Hooper suggests that airports can use the time now to do the groundwork for the future: “Airports may need to get approval and do an environmental review. These things can be undertaken now so that when the markets come back, the airports will be poised for success because the paperwork will be done.”
However, Stantec’s Burger warns that there isn’t a one-size-fits-all solution and says that airports must also be looking at their specific situations, rather than simply copying what others are doing: “They should be reassessing their business model and revenue streams and looking at what defines their business. That’s the key because no two airports are the same and what will work for airport A won’t work for airport B and might be detrimental for airport C.”
He says it’s about finding opportunity: “If you can redefine your core business then you can go out and look at all the opportunities that are unique to your airport. Then you can create more of an ecosystem of supporting businesses and all work together to protect that core business, and then you have resilience. It’s like an investment portfolio.”
And that core business definition is unlikely to have the words ‘air travel’ in it, according to Burger. He argues that airports should think of themselves as ‘connection facilitators’ instead. “Their business is to connect people and things and places to one another,” he says.
Airports such as Dallas/Fort Worth International (DFW), which describes itself as ‘the global, world-class superhub that warmly welcomes travelers on their journey to discover, connect and grow’, are already doing this. “It comes down to being a port business – a portal that is agnostic of the mode of transport,” explains Burger.
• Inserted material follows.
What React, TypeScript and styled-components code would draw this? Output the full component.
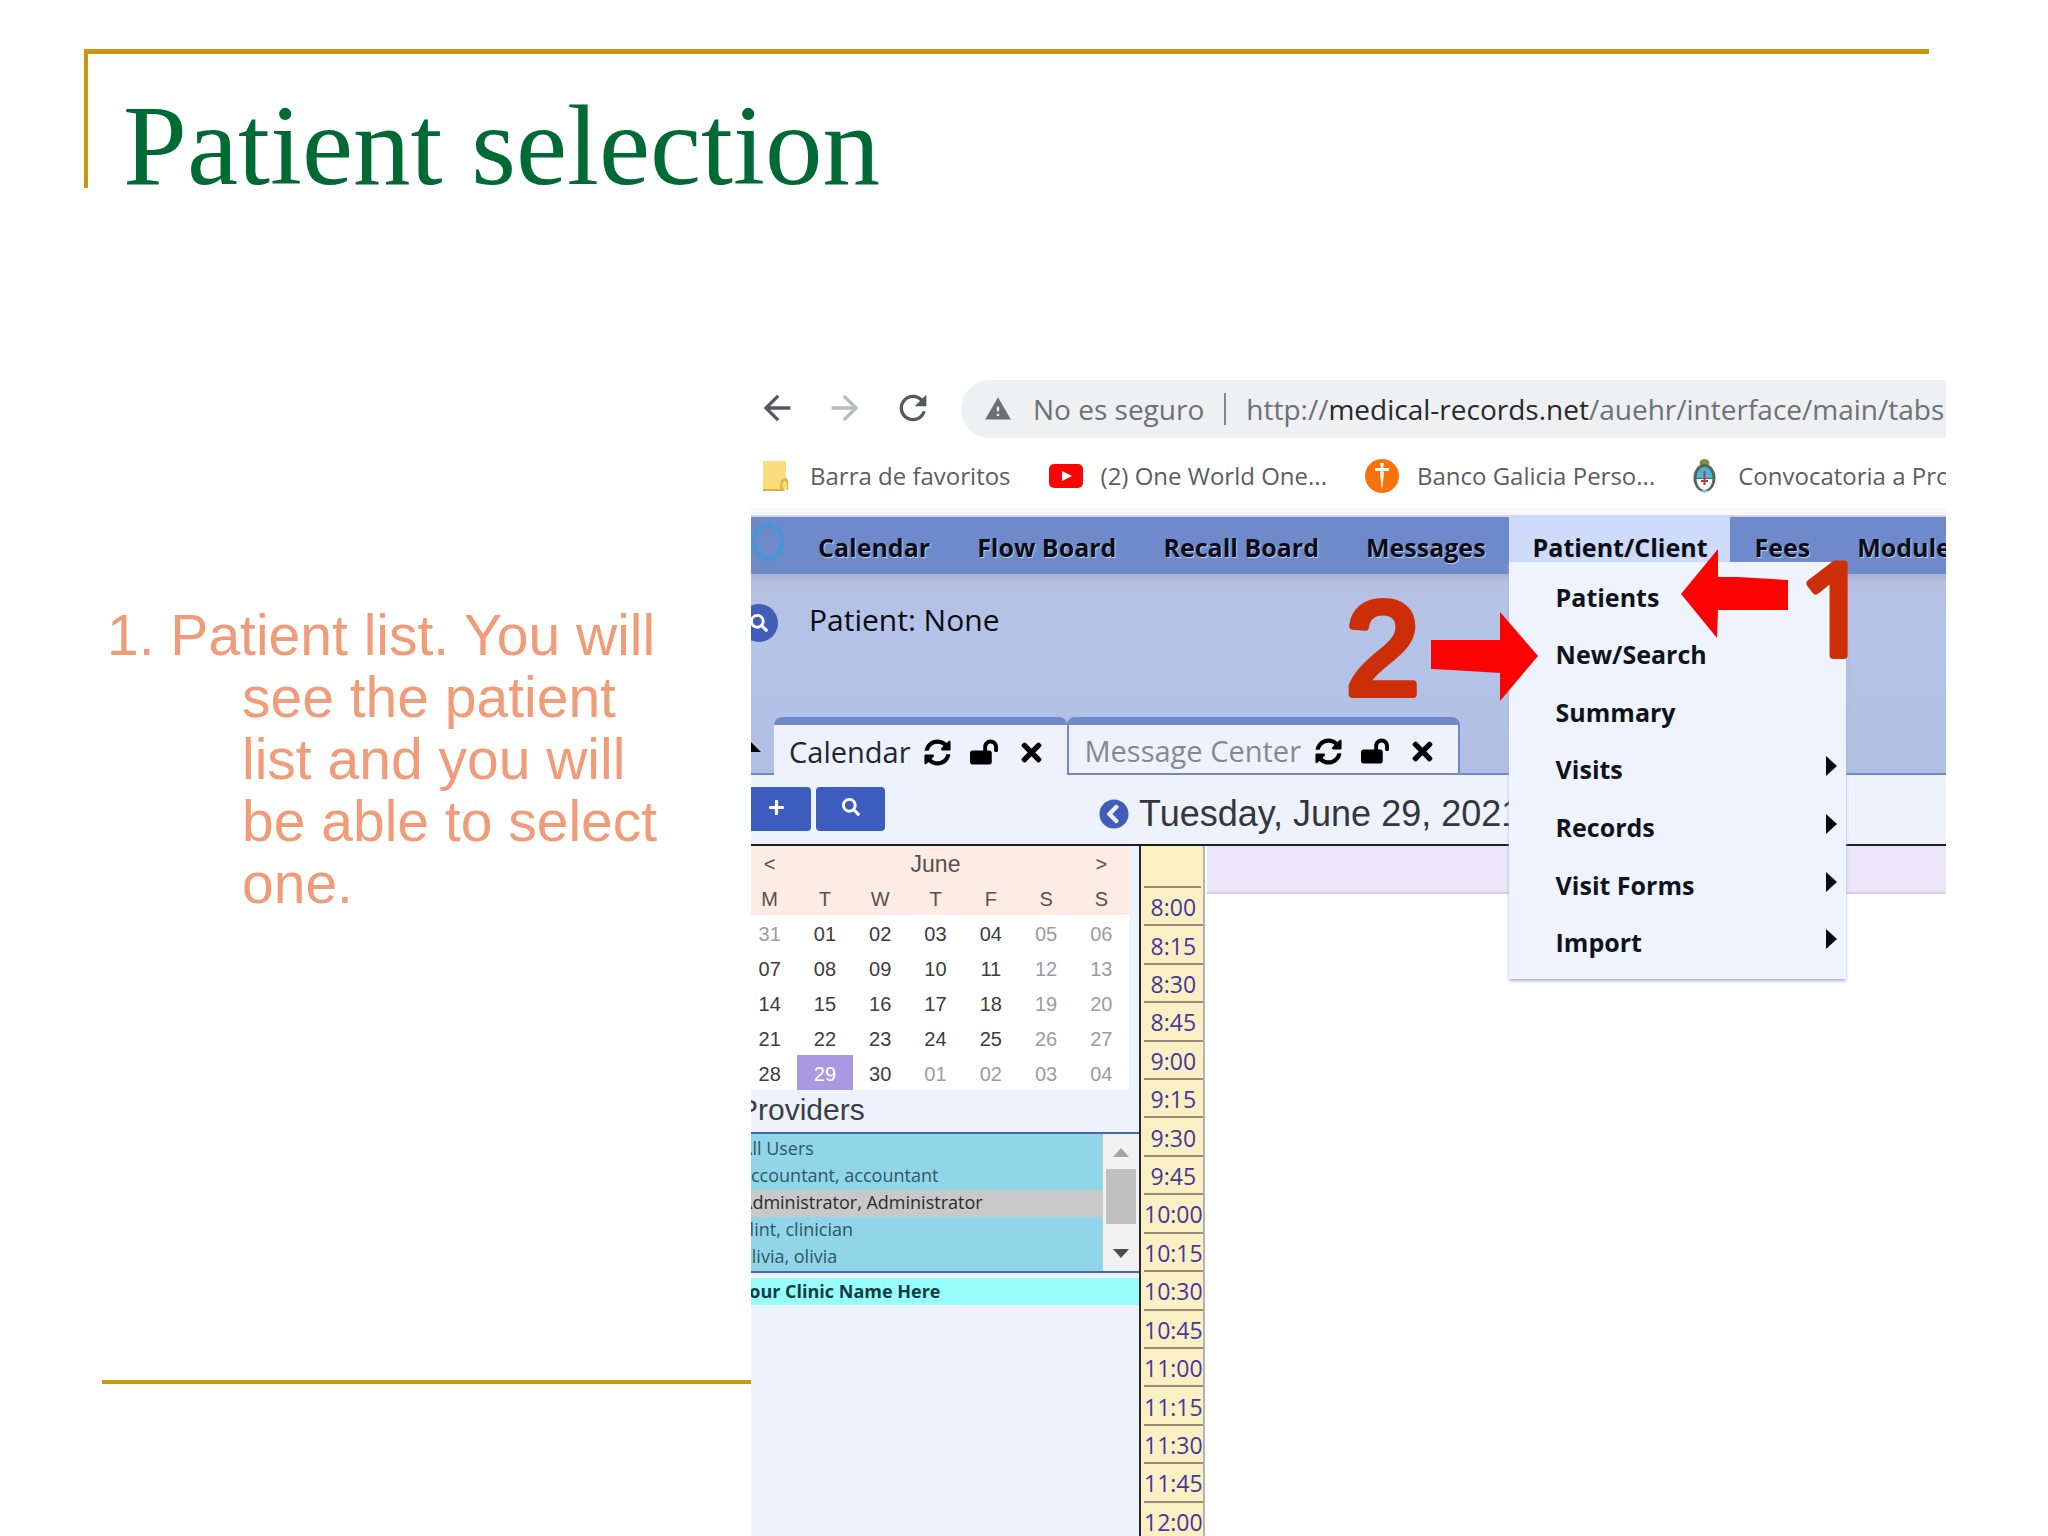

This idea of being a general transportation hub becomes even more ambitious when we look to the distant future, according to NACO’s Pauwels. “Transportation hubs could potentially be expanded with new transport modes like the hyperloop. In Bangalore, for example, a hyperloop is expected to be in place within the next 10 years. Amsterdam Airport Schiphol has also recently announced expansions in its involvement in hyperloop development. Whether hyperloops or high-speed trains are put in place, we will inevitably see stronger interconnections between surface and air transport in the future,” he adds.
How far is too far?
Most believe that diversification is a must to help ward off future threats, as well as to recover from the pandemic. “As the post-Covid business model begins to take shape, prioritizing non-passenger income will deliver substantial benefits to the entire aviation industry,” says Hirsh.
Analysts at Fitch Ratings, however, point out that the pandemic is a rare, unforeseen occurrence and that airports should ensure they don’t get completely distracted from their core skills. They also point out that although initiatives such as real estate development could prove lucrative, they will depend on demand from other businesses and the same general economic situation and restrictions that are hampering the airport industry. “It’s about assessing the risks of the project – for example, with real estate, analyze the development costs against the returns and think about the extent to which this venture may or may not truly provide a genuine revenue stream,” says George Abbatt, director of global infrastructure ratings at Fitch Ratings.
“Whatever airports do it will be hard to get away from passenger numbers,” says Alexey Kobylyanskiy, associate director, global infrastructure ratings, at Fitch Ratings. “Currently, about 90% is passenger driven, the rest is usually co-related, such as a hotel or a specific offering like a business park, which are a feature of the catchment area of the airport. It will be hard to walk away from the passenger-driven business model.”